Exercise description -
The entries below contain pictures. Retype everything except those pictures, exactly as given.

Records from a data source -

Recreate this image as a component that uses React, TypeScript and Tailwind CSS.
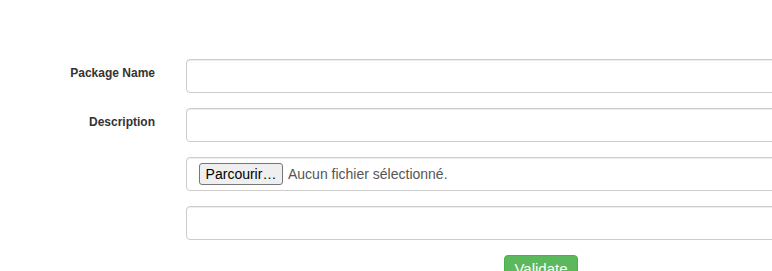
import React from "react";

const inputCls =
  "block h-[34px] w-[800px] shrink-0 rounded-[4px] border border-[#cccccc] bg-white px-3 shadow-[inset_0_1px_1px_rgba(0,0,0,0.075)]";

function Row({ label, children }: { label?: string; children?: React.ReactNode }) {
  return (
    <div className="flex items-start">
      <div className="w-[155px] shrink-0 pt-[6px] text-right text-[12px] font-bold leading-[17px] text-[#333333]">
        {label}
      </div>
      <div className="ml-[31px]">{children}</div>
    </div>
  );
}

export default function App() {
  return (
    <div
      className="h-[271px] w-[772px] overflow-hidden bg-white"
      style={{ fontFamily: '"Liberation Sans", Arial, sans-serif' }}
    >
      <div className="flex flex-col gap-[15px] pt-[59px]">
        <Row label="Package Name">
          <div className={inputCls} />
        </Row>
        <Row label="Description">
          <div className={inputCls} />
        </Row>
        <Row>
          <div className={`${inputCls} flex items-center`}>
            <span className="flex h-[22px] w-[84px] items-center justify-center rounded-[3px] border border-[#767676] bg-[#efefef] text-[14px] leading-none text-black">
              Parcourir…
            </span>
            <span className="ml-[5px] text-[14px] text-[#555555]">Aucun fichier sélectionné.</span>
          </div>
        </Row>
        <Row>
          <div className={inputCls} />
        </Row>
        <div className="pl-[504px]">
          <button className="flex h-[34px] w-[74px] items-start justify-center rounded-[4px] border border-[#4cae4c] bg-[#5cb85c] pt-[5px] text-[15px] leading-[16px] text-white">
            Validate
          </button>
        </div>
      </div>
    </div>
  );
}
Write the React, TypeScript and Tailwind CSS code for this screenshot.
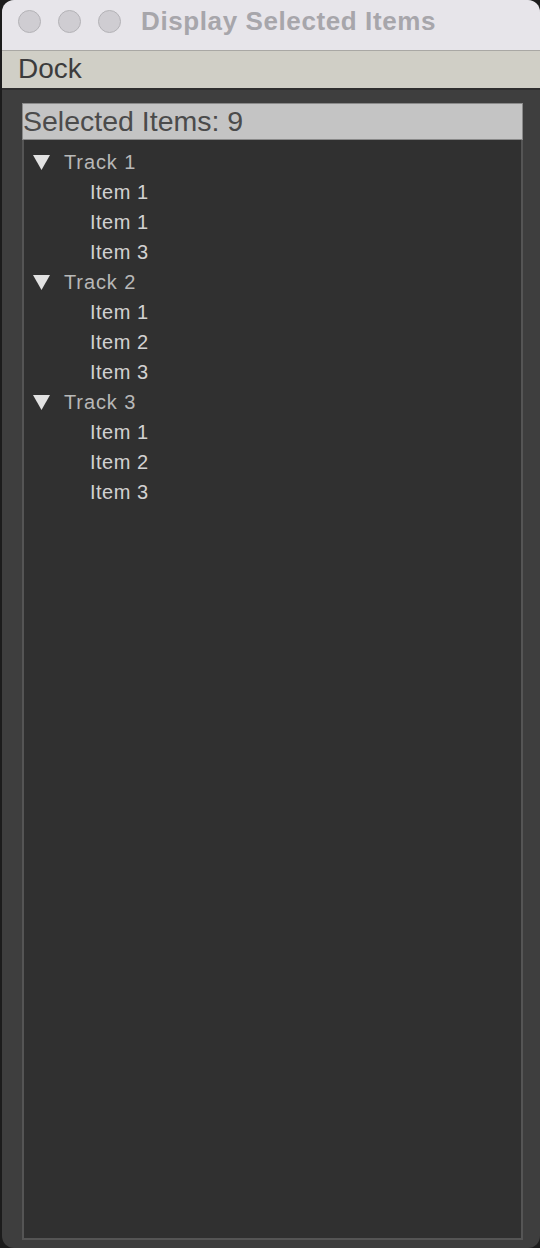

Expected answer -
Recreate this image as a component that uses React, TypeScript and Tailwind CSS.
import React from "react";

const inputCls =
  "block h-[34px] w-[800px] shrink-0 rounded-[4px] border border-[#cccccc] bg-white px-3 shadow-[inset_0_1px_1px_rgba(0,0,0,0.075)]";

function Row({ label, children }: { label?: string; children?: React.ReactNode }) {
  return (
    <div className="flex items-start">
      <div className="w-[155px] shrink-0 pt-[6px] text-right text-[12px] font-bold leading-[17px] text-[#333333]">
        {label}
      </div>
      <div className="ml-[31px]">{children}</div>
    </div>
  );
}

export default function App() {
  return (
    <div
      className="h-[271px] w-[772px] overflow-hidden bg-white"
      style={{ fontFamily: '"Liberation Sans", Arial, sans-serif' }}
    >
      <div className="flex flex-col gap-[15px] pt-[59px]">
        <Row label="Package Name">
          <div className={inputCls} />
        </Row>
        <Row label="Description">
          <div className={inputCls} />
        </Row>
        <Row>
          <div className={`${inputCls} flex items-center`}>
            <span className="flex h-[22px] w-[84px] items-center justify-center rounded-[3px] border border-[#767676] bg-[#efefef] text-[14px] leading-none text-black">
              Parcourir…
            </span>
            <span className="ml-[5px] text-[14px] text-[#555555]">Aucun fichier sélectionné.</span>
          </div>
        </Row>
        <Row>
          <div className={inputCls} />
        </Row>
        <div className="pl-[504px]">
          <button className="flex h-[34px] w-[74px] items-start justify-center rounded-[4px] border border-[#4cae4c] bg-[#5cb85c] pt-[5px] text-[15px] leading-[16px] text-white">
            Validate
          </button>
        </div>
      </div>
    </div>
  );
}
Write the React, TypeScript and Tailwind CSS code for this screenshot.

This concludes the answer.